The Veterans Affairs Department has forced out more than 6,000 employees over the last two years, agency Secretary Eric Shinseki told Congress on Thursday.

Lawmakers on the Senate Veterans’ Affairs Committee questioned the department’s accountability amid reports of long waits and preventable deaths at the agency’s medical facilities, challenging the agency to fire more poorly performing employees.

Sen. Johnny Isakson, R-Ga., pointed to reports that VA employees were “gaming the system” to hide the backlog in patient care, and asked what was being done about it. Shinseki said VA has forced out -- either through transfers, terminations or involuntary retirements -- 3,000 workers in each of the last two years, some of whom were senior executives.

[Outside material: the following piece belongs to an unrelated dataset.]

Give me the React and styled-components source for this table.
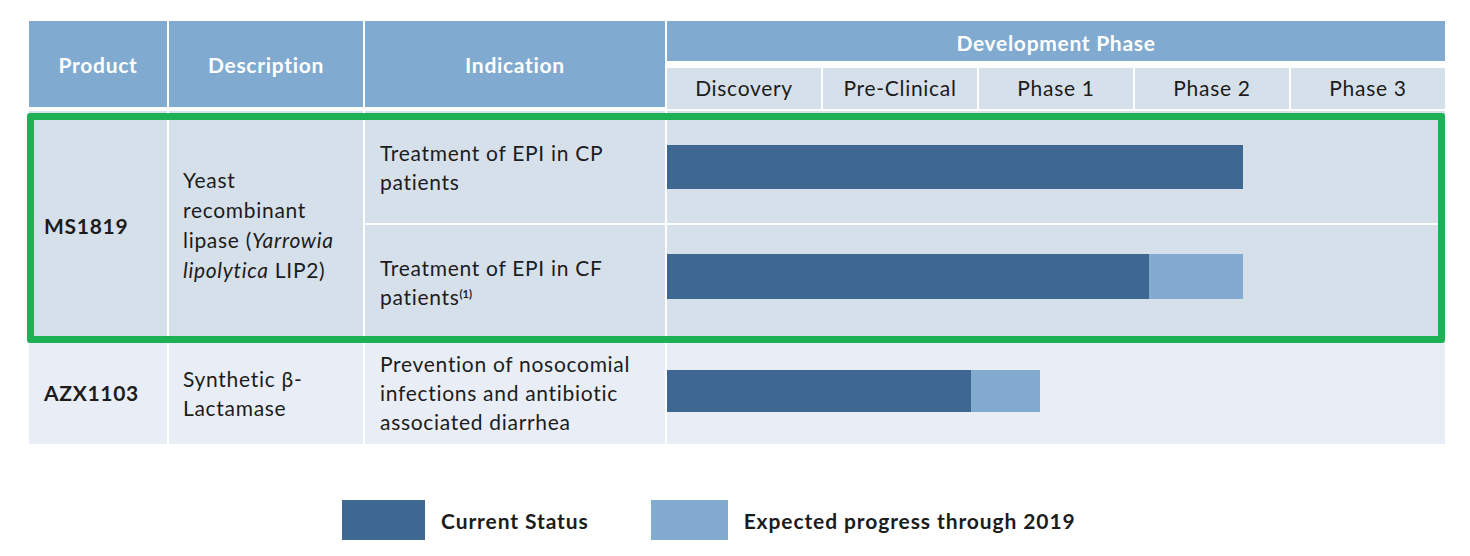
import React from "react";
import styled, { createGlobalStyle } from "styled-components";

const GlobalStyle = createGlobalStyle`
  body {
    margin: 0;
    background: #ffffff;
    font-family: Lato, "Open Sans", sans-serif;
    color: #1c1c1c;
    letter-spacing: 0.7px;
  }
`;

const Page = styled.div`
  padding: 21px 0 0 29px;
  width: 1416px;
`;

const Table = styled.div`
  position: relative;
  display: grid;
  grid-template-columns: 138px 194px 300px 778px;
  grid-template-rows: 88px 112px 115px 102px;
  gap: 2px;
`;

const HeadCell = styled.div`
  grid-row: 1;
  height: 86px;
  background: #80aacf;
  color: #ffffff;
  font-weight: 700;
  font-size: 21px;
  display: flex;
  align-items: center;
  justify-content: center;
`;

const PhaseHead = styled.div`
  grid-row: 1;
  display: flex;
  flex-direction: column;
  gap: 7px;
`;

const PhaseTitle = styled.div`
  height: 40px;
  padding-top: 3px;
  box-sizing: border-box;
  background: #80aacf;
  color: #ffffff;
  font-weight: 700;
  font-size: 21px;
  display: flex;
  align-items: center;
  justify-content: center;
`;

const StageRow = styled.div`
  display: grid;
  grid-template-columns: repeat(5, 1fr);
  gap: 2px;
  height: 41px;
`;

const Stage = styled.div`
  background: #d6e0eb;
  font-size: 21px;
  padding-bottom: 3px;
  box-sizing: border-box;
  display: flex;
  align-items: center;
  justify-content: center;
`;

const Cell = styled.div`
  grid-row: ${(p) => p.$row};
  background: ${(p) => (p.$alt ? "#e9eef6" : "#d6e0eb")};
  display: flex;
  align-items: center;
  padding-left: ${(p) => p.$pad || 15}px;
  padding-bottom: 1px;
  font-size: 21px;
  line-height: ${(p) => p.$lh || 29}px;
  font-weight: ${(p) => (p.$bold ? 700 : 400)};
`;

const Track = styled.div`
  grid-row: ${(p) => p.$row};
  background: ${(p) => (p.$alt ? "#e9eef6" : "#d6e0eb")};
  padding-top: ${(p) => p.$top}px;
`;

const Bar = styled.div`
  display: flex;
  height: ${(p) => p.$h}px;
`;

const Segment = styled.div`
  height: 100%;
  background: ${(p) => (p.$expected ? "#82abcf" : "#3e6891")};
`;

const Sup = styled.sup`
  font-size: 11px;
  font-weight: 700;
  letter-spacing: 0;
  vertical-align: 7px;
  line-height: 0;
`;

const Frame = styled.div`
  position: absolute;
  left: -2px;
  right: 0;
  top: 92px;
  height: 230px;
  box-sizing: border-box;
  border: 7px solid #1db055;
  border-radius: 3px;
  pointer-events: none;
`;

const Legend = styled.div`
  display: flex;
  align-items: center;
  margin: 56px 0 0 313px;
`;

const LegendItem = styled.div`
  display: flex;
  align-items: center;
  gap: 16px;
  margin-right: 62px;
  font-size: 21px;
  font-weight: 700;
  letter-spacing: 0.9px;
`;

const Swatch = styled.div`
  width: ${(p) => p.$w}px;
  height: 40px;
  background: ${(p) => (p.$expected ? "#82abcf" : "#3e6891")};
`;

const stages = ["Discovery", "Pre-Clinical", "Phase 1", "Phase 2", "Phase 3"];

const tracks = [
  { row: 2, top: 34, h: 44, current: 576, expected: 0 },
  { row: 3, top: 29, h: 45, current: 482, expected: 94 },
  { row: 4, top: 28, h: 42, current: 304, expected: 69, alt: true },
];

export default function App() {
  return (
    <Page>
      <GlobalStyle />
      <Table>
        <HeadCell>Product</HeadCell>
        <HeadCell>Description</HeadCell>
        <HeadCell>Indication</HeadCell>
        <PhaseHead>
          <PhaseTitle>Development Phase</PhaseTitle>
          <StageRow>
            {stages.map((s) => (
              <Stage key={s}>{s}</Stage>
            ))}
          </StageRow>
        </PhaseHead>

        <Cell $row="2 / 4" $bold>MS1819</Cell>
        <Cell $row="2 / 4" $pad={14} $lh={30}>
          <div>
            Yeast
            <br />
            recombinant
            <br />
            lipase (<i>Yarrowia</i>
            <br />
            <i>lipolytica</i> LIP2)
          </div>
        </Cell>
        <Cell $row={2}>
          <div>
            Treatment of EPI in CP
            <br />
            patients
          </div>
        </Cell>
        <Cell $row={3}>
          <div>
            Treatment of EPI in CF
            <br />
            patients<Sup>(1)</Sup>
          </div>
        </Cell>

        <Cell $row={4} $alt $bold>AZX1103</Cell>
        <Cell $row={4} $alt $pad={14}>
          <div>
            Synthetic β-
            <br />
            Lactamase
          </div>
        </Cell>
        <Cell $row={4} $alt>
          <div>
            Prevention of nosocomial
            <br />
            infections and antibiotic
            <br />
            associated diarrhea
          </div>
        </Cell>

        {tracks.map((t) => (
          <Track key={t.row} $row={t.row} $top={t.top} $alt={t.alt}>
            <Bar $h={t.h}>
              <Segment style={{ width: t.current }} />
              {t.expected > 0 && (
                <Segment $expected style={{ width: t.expected }} />
              )}
            </Bar>
          </Track>
        ))}

        <Frame />
      </Table>

      <Legend>
        <LegendItem>
          <Swatch $w={83} />
          Current Status
        </LegendItem>
        <LegendItem>
          <Swatch $w={77} $expected />
          Expected progress through 2019
        </LegendItem>
      </Legend>
    </Page>
  );
}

Data from the Office of Personnel Management show about 4,300 VA employees were removed or terminated from federal service for disciplinary reasons, but that figure does not include forced transfers or retirements. House Speaker John Boehner recently threw his weight behind a bill to give Shinseki enhanced authority to fire senior executives.

Sen. Mark Begich, D-Alaska, said allowing employees to transfer to different parts of government or even to different agencies was not a sufficient punishment.

“If they’re cheating, they’re not trustworthy,” he said. “If you transfer them to another part of government you just perpetuate what they have done.”

Begich added: “Sometimes you got to have some heads roll in order to get the system to shape up,” and demanded an answer from Shinseki regarding whether he would fire anyone in the future for cooking the books.

The secretary, however, was reluctant to give a definitive answer.

“There’s a process here senator,” Shinseki said. “Let me not get out ahead of it.” Generally speaking, Shinseki said he and Begich were “not in disagreement.”

Many lawmakers have called for Shinseki himself to step down, and Sen. Dean Heller, R-Nev., asked the secretary -- himself a veteran -- why he has not resigned.

“I came here to make things better for veterans,” Shinseki said. “That was my appointment by the president. Every day I start out with the intent, in fact, to provide as much care and benefits to those I went to war with.”